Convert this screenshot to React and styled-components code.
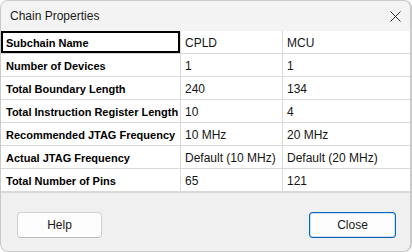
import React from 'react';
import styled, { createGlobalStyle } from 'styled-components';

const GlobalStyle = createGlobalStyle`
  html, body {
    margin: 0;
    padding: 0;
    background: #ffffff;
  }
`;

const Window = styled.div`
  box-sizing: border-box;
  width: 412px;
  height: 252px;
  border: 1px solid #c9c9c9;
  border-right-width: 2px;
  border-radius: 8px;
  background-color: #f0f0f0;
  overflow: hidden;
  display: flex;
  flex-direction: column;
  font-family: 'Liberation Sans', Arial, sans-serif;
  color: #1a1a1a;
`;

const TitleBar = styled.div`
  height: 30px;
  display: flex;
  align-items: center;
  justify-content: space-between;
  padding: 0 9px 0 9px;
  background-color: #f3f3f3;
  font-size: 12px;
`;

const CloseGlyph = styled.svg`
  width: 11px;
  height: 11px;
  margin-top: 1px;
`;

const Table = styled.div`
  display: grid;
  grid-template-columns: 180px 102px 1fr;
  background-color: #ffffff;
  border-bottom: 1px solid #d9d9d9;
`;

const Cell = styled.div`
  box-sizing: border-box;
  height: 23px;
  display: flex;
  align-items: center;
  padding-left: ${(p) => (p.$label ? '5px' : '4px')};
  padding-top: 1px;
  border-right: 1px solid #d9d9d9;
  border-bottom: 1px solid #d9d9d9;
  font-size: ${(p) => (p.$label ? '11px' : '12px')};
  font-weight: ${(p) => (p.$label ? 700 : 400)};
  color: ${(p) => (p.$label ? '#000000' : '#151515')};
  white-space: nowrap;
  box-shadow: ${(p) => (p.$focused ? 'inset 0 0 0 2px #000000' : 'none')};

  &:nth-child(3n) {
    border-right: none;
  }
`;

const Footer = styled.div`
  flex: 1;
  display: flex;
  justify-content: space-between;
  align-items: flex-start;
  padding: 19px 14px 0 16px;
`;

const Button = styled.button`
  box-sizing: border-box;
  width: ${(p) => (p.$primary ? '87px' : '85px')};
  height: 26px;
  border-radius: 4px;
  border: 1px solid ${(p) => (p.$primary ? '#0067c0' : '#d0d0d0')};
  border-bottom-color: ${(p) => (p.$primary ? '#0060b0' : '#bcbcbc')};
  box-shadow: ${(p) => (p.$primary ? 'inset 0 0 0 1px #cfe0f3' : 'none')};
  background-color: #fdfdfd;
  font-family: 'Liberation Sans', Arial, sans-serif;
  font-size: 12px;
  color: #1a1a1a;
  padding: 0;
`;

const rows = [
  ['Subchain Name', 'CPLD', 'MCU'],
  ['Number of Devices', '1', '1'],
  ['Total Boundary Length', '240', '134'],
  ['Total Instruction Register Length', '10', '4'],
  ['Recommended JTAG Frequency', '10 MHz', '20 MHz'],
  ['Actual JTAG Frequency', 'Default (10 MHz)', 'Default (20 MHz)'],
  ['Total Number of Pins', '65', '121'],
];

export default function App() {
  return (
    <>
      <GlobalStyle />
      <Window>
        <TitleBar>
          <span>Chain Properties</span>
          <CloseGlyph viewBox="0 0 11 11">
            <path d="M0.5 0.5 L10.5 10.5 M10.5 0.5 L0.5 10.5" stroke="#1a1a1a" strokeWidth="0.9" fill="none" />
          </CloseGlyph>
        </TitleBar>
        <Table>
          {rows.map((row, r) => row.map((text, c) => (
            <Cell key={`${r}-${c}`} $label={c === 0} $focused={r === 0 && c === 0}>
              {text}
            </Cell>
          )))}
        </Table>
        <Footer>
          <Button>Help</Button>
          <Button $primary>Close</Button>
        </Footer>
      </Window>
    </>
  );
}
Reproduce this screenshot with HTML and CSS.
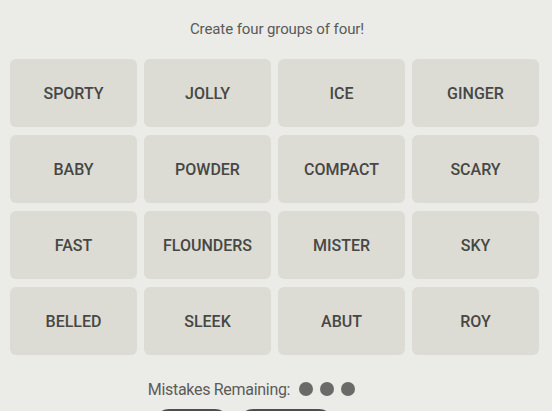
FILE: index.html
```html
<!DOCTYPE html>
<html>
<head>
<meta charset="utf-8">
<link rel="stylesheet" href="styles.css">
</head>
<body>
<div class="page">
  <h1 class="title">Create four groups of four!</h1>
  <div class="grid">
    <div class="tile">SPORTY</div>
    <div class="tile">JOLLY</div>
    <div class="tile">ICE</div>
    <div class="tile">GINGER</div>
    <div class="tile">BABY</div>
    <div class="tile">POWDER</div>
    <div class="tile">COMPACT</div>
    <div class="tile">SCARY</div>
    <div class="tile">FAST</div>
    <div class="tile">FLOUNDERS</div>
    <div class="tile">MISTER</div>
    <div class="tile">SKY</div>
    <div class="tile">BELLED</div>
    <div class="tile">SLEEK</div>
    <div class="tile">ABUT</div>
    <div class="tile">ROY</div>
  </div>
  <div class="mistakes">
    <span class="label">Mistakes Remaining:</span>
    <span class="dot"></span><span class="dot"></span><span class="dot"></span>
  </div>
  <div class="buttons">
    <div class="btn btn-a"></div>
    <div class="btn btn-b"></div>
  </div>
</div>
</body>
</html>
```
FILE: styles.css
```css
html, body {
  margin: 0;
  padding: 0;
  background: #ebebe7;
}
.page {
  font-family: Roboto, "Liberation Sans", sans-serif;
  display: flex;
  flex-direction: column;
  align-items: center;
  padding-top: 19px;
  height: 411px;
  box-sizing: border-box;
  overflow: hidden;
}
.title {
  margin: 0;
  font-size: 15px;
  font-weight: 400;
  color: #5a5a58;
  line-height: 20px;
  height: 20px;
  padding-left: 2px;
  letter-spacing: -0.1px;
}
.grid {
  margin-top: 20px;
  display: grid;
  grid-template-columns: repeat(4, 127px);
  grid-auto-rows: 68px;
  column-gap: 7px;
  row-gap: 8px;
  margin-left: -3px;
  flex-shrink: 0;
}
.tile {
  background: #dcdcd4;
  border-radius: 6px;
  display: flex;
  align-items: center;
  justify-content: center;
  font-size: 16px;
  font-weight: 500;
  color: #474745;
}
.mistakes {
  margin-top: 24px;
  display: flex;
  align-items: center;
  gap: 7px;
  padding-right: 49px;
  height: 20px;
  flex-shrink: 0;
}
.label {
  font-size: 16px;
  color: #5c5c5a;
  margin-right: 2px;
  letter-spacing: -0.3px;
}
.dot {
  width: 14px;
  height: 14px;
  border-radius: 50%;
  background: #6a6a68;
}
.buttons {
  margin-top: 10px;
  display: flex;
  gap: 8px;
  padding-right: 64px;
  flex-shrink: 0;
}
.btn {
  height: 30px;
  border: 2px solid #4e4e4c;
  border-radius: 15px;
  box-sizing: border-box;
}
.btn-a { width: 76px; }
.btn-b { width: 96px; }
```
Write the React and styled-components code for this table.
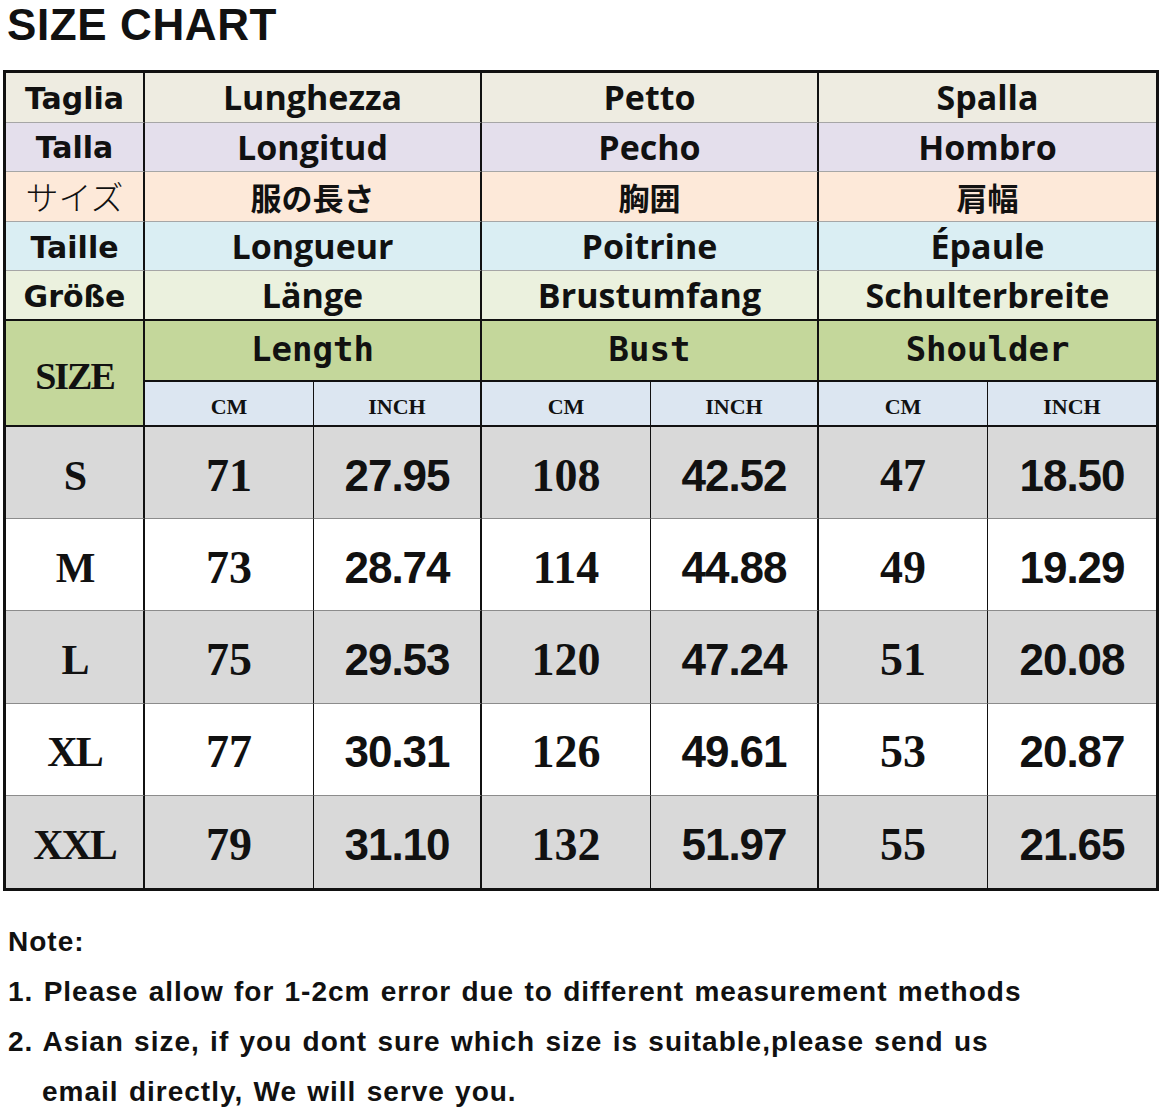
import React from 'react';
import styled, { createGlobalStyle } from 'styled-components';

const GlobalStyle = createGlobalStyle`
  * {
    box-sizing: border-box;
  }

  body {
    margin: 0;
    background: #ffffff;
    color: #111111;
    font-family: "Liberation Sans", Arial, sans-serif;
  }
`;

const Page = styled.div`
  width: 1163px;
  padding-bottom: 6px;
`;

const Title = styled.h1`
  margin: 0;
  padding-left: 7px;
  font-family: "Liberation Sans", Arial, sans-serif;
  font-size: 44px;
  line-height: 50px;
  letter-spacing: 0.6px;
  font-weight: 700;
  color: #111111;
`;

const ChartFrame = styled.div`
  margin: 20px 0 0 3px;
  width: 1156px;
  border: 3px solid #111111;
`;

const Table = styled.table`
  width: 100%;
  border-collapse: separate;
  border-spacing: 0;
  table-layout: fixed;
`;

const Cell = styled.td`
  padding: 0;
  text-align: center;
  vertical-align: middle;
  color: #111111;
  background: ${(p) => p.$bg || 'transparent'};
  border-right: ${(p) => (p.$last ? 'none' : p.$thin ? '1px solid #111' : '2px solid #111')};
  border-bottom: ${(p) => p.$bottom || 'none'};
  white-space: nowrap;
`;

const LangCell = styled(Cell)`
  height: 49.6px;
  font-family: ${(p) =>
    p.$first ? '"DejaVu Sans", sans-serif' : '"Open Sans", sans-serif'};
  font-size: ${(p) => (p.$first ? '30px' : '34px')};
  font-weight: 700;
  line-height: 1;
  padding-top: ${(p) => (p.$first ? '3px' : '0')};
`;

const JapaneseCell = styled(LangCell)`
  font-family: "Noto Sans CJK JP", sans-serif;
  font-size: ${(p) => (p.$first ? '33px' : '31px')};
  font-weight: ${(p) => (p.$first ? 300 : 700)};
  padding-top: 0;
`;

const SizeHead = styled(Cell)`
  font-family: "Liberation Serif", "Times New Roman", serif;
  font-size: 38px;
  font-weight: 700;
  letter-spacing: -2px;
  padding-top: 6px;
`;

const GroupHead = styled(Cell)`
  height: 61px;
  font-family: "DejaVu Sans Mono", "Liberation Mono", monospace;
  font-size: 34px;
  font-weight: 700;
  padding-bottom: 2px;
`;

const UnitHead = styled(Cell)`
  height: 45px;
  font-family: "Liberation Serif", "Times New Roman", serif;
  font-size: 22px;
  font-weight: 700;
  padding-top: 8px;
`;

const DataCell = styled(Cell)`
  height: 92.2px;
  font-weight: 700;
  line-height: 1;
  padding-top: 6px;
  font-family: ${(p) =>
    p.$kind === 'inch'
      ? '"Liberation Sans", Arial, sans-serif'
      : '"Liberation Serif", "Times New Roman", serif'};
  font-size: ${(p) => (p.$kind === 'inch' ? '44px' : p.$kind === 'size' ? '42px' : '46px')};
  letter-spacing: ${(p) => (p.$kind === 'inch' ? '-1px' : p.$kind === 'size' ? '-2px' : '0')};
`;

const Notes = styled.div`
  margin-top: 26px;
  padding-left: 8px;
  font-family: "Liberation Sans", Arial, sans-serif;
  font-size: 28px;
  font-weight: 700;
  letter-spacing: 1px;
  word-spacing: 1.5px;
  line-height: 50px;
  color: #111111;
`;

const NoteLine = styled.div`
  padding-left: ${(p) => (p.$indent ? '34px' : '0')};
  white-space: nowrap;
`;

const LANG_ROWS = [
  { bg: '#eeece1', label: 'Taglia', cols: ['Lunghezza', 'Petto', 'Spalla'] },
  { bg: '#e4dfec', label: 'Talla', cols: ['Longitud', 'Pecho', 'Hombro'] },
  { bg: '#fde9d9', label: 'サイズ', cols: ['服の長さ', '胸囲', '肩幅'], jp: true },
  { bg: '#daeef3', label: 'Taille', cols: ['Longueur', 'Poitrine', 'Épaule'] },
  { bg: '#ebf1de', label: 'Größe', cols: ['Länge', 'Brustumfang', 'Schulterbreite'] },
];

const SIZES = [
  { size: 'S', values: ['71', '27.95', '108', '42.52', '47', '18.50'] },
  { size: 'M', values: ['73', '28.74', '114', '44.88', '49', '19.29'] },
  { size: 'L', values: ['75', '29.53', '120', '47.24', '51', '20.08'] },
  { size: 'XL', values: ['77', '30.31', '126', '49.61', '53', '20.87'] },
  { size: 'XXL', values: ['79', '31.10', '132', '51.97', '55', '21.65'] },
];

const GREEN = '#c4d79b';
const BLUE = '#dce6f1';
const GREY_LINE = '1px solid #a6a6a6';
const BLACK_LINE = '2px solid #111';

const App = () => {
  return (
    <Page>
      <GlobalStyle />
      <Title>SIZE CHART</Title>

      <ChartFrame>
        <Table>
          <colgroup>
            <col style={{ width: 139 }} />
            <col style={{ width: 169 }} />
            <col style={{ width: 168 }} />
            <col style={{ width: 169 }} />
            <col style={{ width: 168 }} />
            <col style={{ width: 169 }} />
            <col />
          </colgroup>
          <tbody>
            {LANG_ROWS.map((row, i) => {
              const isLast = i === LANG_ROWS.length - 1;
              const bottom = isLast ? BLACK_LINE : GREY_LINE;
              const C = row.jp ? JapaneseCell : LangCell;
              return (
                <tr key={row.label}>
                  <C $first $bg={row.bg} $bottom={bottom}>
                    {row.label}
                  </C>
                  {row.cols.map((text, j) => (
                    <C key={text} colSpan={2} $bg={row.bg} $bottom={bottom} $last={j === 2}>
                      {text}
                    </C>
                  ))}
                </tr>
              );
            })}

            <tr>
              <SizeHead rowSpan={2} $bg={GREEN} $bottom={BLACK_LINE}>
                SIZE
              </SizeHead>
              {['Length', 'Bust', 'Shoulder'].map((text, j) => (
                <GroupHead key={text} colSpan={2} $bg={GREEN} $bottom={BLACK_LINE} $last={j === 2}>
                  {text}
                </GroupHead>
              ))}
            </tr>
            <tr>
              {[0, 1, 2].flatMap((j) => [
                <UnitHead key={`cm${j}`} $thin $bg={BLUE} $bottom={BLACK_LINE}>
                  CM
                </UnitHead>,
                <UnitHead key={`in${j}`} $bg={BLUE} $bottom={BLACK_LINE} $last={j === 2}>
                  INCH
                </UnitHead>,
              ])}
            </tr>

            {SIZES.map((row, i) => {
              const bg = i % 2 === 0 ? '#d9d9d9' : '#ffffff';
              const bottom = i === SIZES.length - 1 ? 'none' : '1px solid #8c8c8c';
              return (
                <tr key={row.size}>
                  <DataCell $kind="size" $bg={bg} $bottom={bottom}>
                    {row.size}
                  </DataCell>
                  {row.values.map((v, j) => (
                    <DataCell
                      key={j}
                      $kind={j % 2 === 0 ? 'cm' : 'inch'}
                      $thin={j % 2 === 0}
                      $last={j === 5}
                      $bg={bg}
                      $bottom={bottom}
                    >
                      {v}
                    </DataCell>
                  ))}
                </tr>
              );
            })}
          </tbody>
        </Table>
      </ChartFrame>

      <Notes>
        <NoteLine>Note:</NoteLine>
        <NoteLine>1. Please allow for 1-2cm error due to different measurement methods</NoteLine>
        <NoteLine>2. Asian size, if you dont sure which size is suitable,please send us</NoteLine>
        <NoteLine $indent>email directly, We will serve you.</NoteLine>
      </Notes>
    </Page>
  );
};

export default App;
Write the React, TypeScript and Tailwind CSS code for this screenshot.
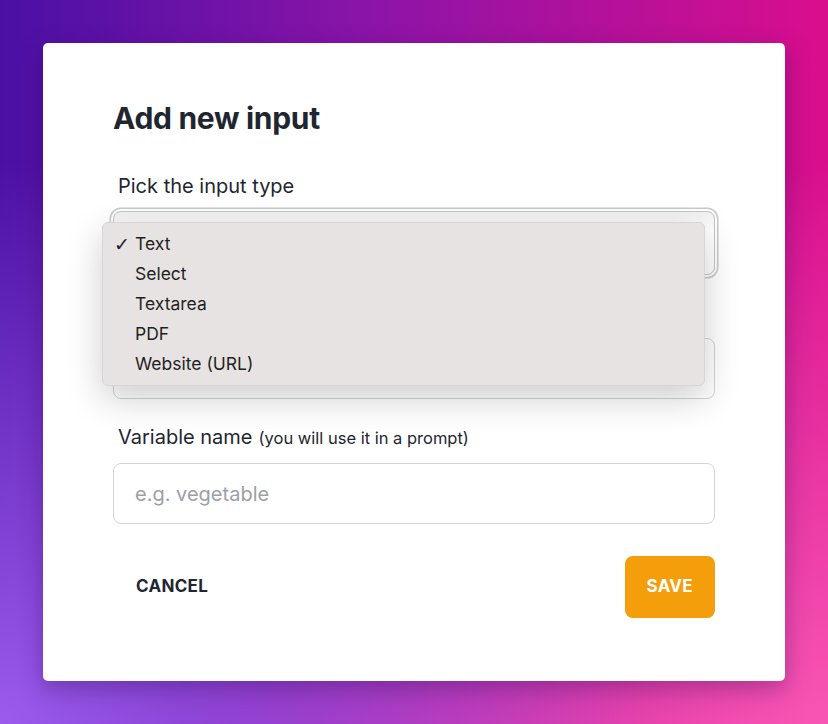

◆ What you are asked to do ◆
Count every line above that holds the word "Write", and state the number and nothing more.

◆ Correct answer ◆
2